Sunday, November 22, 2009

Her Fearful Symmetry by Audry Niffinegger

This book reads like a cross between the author’s first two books The_Time_Traveller’s_Wife and The_Three_Incestuous_Sisters. This is a story about two sets of twins-Elspeth and Edwina Noblin and Julia and Valentina Poole. Elspeth and Edwina are identical twins. Julia and Valentina (Edwina’s daughters) are symmetrical twins.

Elspeth and Edwina are estranged. When Elspeth dies of cancer, she leaves all her earthly possessions to Edwina’s daughters Julia and Valentina on the conditions that they live in her flat in London for a year and never admit their parents to it. The girls accept and move from their parents’ house in Illinois to the flat in London. A few months after the move, it becomes apparent to them and their neighbor (and Elspeth’s lover) Robert, that Elspeth is haunting the apartment.
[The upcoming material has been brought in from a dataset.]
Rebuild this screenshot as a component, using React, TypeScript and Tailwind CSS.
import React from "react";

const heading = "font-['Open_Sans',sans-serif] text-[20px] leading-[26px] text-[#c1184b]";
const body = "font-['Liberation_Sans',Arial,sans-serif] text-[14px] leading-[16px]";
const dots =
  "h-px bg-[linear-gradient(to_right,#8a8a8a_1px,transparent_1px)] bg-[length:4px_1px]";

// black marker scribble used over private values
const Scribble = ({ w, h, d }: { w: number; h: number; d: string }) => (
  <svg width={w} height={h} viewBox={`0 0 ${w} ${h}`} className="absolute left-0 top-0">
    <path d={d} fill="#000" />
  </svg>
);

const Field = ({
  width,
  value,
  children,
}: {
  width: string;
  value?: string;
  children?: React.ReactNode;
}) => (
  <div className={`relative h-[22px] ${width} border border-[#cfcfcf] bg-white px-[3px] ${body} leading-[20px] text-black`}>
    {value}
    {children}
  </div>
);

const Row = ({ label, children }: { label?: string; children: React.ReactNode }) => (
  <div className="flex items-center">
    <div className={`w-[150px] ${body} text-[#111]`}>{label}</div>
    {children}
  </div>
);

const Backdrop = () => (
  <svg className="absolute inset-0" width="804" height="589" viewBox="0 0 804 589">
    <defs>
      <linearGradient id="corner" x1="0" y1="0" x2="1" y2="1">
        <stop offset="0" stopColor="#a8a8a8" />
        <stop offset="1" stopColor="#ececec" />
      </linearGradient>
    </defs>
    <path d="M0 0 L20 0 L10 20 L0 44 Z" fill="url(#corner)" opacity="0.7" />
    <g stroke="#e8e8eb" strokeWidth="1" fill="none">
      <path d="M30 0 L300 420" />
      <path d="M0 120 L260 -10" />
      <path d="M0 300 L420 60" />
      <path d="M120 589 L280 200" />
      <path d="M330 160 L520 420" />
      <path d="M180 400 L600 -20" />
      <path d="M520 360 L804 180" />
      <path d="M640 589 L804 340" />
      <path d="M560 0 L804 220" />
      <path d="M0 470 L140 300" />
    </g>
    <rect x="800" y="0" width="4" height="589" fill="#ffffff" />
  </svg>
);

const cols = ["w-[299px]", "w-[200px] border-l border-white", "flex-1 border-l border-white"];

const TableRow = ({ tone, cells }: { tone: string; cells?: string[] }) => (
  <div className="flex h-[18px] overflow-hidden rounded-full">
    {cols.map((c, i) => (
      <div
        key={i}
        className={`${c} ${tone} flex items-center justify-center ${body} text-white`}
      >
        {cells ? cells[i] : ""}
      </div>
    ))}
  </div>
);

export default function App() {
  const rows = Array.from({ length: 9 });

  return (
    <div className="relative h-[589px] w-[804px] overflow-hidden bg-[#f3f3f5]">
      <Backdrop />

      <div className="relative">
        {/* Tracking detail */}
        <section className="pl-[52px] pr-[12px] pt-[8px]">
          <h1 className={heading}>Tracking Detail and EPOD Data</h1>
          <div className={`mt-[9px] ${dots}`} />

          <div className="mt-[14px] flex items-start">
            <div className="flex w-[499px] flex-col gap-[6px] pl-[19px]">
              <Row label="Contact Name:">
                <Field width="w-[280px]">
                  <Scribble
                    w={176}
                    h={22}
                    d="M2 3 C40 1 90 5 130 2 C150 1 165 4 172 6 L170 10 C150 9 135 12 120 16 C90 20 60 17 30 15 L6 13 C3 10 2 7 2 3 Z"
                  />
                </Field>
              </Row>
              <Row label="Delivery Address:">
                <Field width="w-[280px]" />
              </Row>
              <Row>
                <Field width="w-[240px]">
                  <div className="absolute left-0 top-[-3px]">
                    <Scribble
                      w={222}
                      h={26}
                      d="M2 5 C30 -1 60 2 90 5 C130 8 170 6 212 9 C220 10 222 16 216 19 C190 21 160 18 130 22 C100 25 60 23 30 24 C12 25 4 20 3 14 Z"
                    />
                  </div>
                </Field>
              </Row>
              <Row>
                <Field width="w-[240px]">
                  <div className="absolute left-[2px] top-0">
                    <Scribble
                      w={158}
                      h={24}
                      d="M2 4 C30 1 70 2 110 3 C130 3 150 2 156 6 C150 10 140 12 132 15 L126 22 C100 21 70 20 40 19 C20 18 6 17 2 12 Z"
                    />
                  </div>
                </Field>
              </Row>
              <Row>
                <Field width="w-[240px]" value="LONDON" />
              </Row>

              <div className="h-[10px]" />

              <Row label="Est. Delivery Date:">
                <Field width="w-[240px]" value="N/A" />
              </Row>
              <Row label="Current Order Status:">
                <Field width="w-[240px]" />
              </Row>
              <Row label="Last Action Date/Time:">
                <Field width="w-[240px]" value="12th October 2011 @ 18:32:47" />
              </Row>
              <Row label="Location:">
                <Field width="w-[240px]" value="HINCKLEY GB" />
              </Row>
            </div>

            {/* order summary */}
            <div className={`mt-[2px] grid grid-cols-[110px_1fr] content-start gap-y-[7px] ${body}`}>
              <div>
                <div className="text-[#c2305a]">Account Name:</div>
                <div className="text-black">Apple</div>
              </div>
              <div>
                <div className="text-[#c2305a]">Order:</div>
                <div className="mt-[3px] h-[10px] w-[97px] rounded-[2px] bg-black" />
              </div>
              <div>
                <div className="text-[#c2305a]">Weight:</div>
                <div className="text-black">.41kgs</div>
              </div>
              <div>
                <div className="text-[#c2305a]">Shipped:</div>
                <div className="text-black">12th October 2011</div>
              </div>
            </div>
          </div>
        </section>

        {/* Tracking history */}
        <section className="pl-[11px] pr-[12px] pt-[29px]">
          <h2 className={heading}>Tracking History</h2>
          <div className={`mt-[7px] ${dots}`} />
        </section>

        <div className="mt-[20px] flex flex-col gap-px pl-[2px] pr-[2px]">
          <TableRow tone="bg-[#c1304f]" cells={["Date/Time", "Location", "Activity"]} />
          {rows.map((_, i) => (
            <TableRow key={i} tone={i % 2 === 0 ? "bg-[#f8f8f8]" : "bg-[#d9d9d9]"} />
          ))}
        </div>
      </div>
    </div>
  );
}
I suggested in the first paragraph that this book was a cross between Niffenegger’s first two books. There are certain similarities between this book and The_Time_Traveller’s_Wife. In both stories the female lead is beautiful and rich and creative. Both stories are love stories and in both cases the male lead has a cool-but-quirky job. Henry is a librarian who works with rare books and Robert is a grad student studying (and volunteering at) Highgate Cemetery. Both stories have an element of the supernatural. And of course, both books involve older men and younger women.

The similarity between this book and The_Three_Incestuous_Sisters is that the relationship between Julia and Valentina, while not quite incestuous borders on being so. The two sleep in the same bed wrapped around each other and their relationship has to date, kept them from being seriously involved with anyone else because if one of the twins got a boyfriend (or even had sex) the other twin would be “left behind.”
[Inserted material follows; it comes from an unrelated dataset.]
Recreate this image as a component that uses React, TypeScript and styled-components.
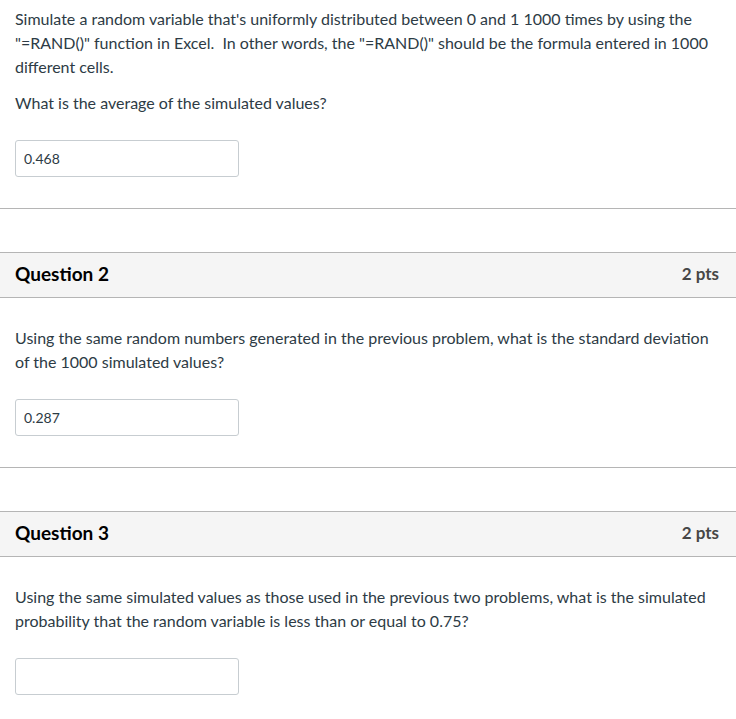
import React from "react";
import styled, { createGlobalStyle } from "styled-components";

const Global = createGlobalStyle`
  body {
    margin: 0;
    background: #ffffff;
    font-family: Lato, "Open Sans", "Liberation Sans", sans-serif;
    color: #2d3b45;
  }
`;

const Page = styled.div`
  width: 736px;
  display: flex;
  flex-direction: column;
`;

const Body = styled.div<{ $top: number }>`
  padding: ${(p) => p.$top}px 15px 31px 15px;
  display: flex;
  flex-direction: column;
`;

const Para = styled.p`
  margin: 0 0 12px 0;
  font-size: 16px;
  line-height: 24px;
  color: #2d3b45;
  &:last-of-type {
    margin-bottom: 0;
  }
`;

const Answer = styled.div`
  margin-top: 25px;
  width: 224px;
  height: 37px;
  box-sizing: border-box;
  border: 1px solid #c7cdd1;
  border-radius: 3px;
  background: #fff;
  padding: 0 8px;
  display: flex;
  align-items: center;
  font-size: 14px;
  color: #2d3b45;
`;

const Divider = styled.div`
  height: 1px;
  background: #b5b5b5;
  margin-bottom: 43px;
`;

const Header = styled.div`
  height: 46px;
  box-sizing: border-box;
  border-top: 1px solid #b5b5b5;
  border-bottom: 1px solid #b5b5b5;
  background: #f5f5f5;
  display: flex;
  align-items: center;
  justify-content: space-between;
  padding: 0 17px 3px 15px;
`;

const Title = styled.span`
  font-size: 19px;
  font-weight: 700;
  color: #000;
`;

const Points = styled.span`
  font-size: 17px;
  font-weight: 700;
  color: #464646;
`;

export default function App() {
  return (
    <Page>
      <Global />
      <Body $top={7}>
        <Para>
          Simulate a random variable that's uniformly distributed between 0 and 1 1000 times by using the
          "=RAND()" function in Excel.&nbsp; In other words, the "=RAND()" should be the formula entered in 1000
          different cells.
        </Para>
        <Para>What is the average of the simulated values?</Para>
        <Answer>0.468</Answer>
      </Body>
      <Divider />
      <Header>
        <Title>Question 2</Title>
        <Points>2 pts</Points>
      </Header>
      <Body $top={28}>
        <Para>
          Using the same random numbers generated in the previous problem, what is the standard deviation
          of the 1000 simulated values?
        </Para>
        <Answer>0.287</Answer>
      </Body>
      <Divider />
      <Header>
        <Title>Question 3</Title>
        <Points>2 pts</Points>
      </Header>
      <Body $top={28}>
        <Para>
          Using the same simulated values as those used in the previous two problems, what is the simulated
          probability that the random variable is less than or equal to 0.75?
        </Para>
        <Answer />
      </Body>
    </Page>
  );
}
A rule I learned in a creative writing class in high school is that for every one thing you tell the reader (“Valentina didn’t like the underground…She tried not to let Julia know that the Tube frightened her, but somehow Julia guessed.”) you must show the reader four other things through the characters’ actions. This book suffers from an excess of telling and not enough showing. This is partly because a good portion of the book takes place inside the characters heads. They state things to themselves (“If he met Valentina he would probably like her better. Everyone did.”) and we have to take their word for the truthfulness of these statements.

This book also suffers from a lack of sympathetic characters. Julia is holding her sister back by insisting that she not pursue an education or any interest. Martin has OCD, Robert displays a certain Humbert Humbertish creepiness. Elspeth is dead and not entirely benign and Valentina is willing to let her family (including her twin) think her to be dead in order to escape from her sister’s grasp.

The plot is interesting over all, although I feel that the first half or two thirds of the book is an introduction and some of the twists have a “I just pulled this out of my butt” feel to them.

I enjoy visiting the quirky worlds that Audrey Niffenegger creates-they’re full of artists and weirdos and people who genuinely love books. But the cast of characters in Her_Fearful_Symmetry is lacking in soul. I find it hard to believe that real people would do many of the things the characters do (particularly the two sets of twins). Perhaps that’s part of the point-maybe this book is a 400-page demonstration that Twins are Weird.

But perhaps I’m judging these characters too harshly. After all, most of the really weird/bad courses of action are taken by the twins when they’re in their early 20s. I don’t recall being over-burdened with good ideas myself at the age of 21.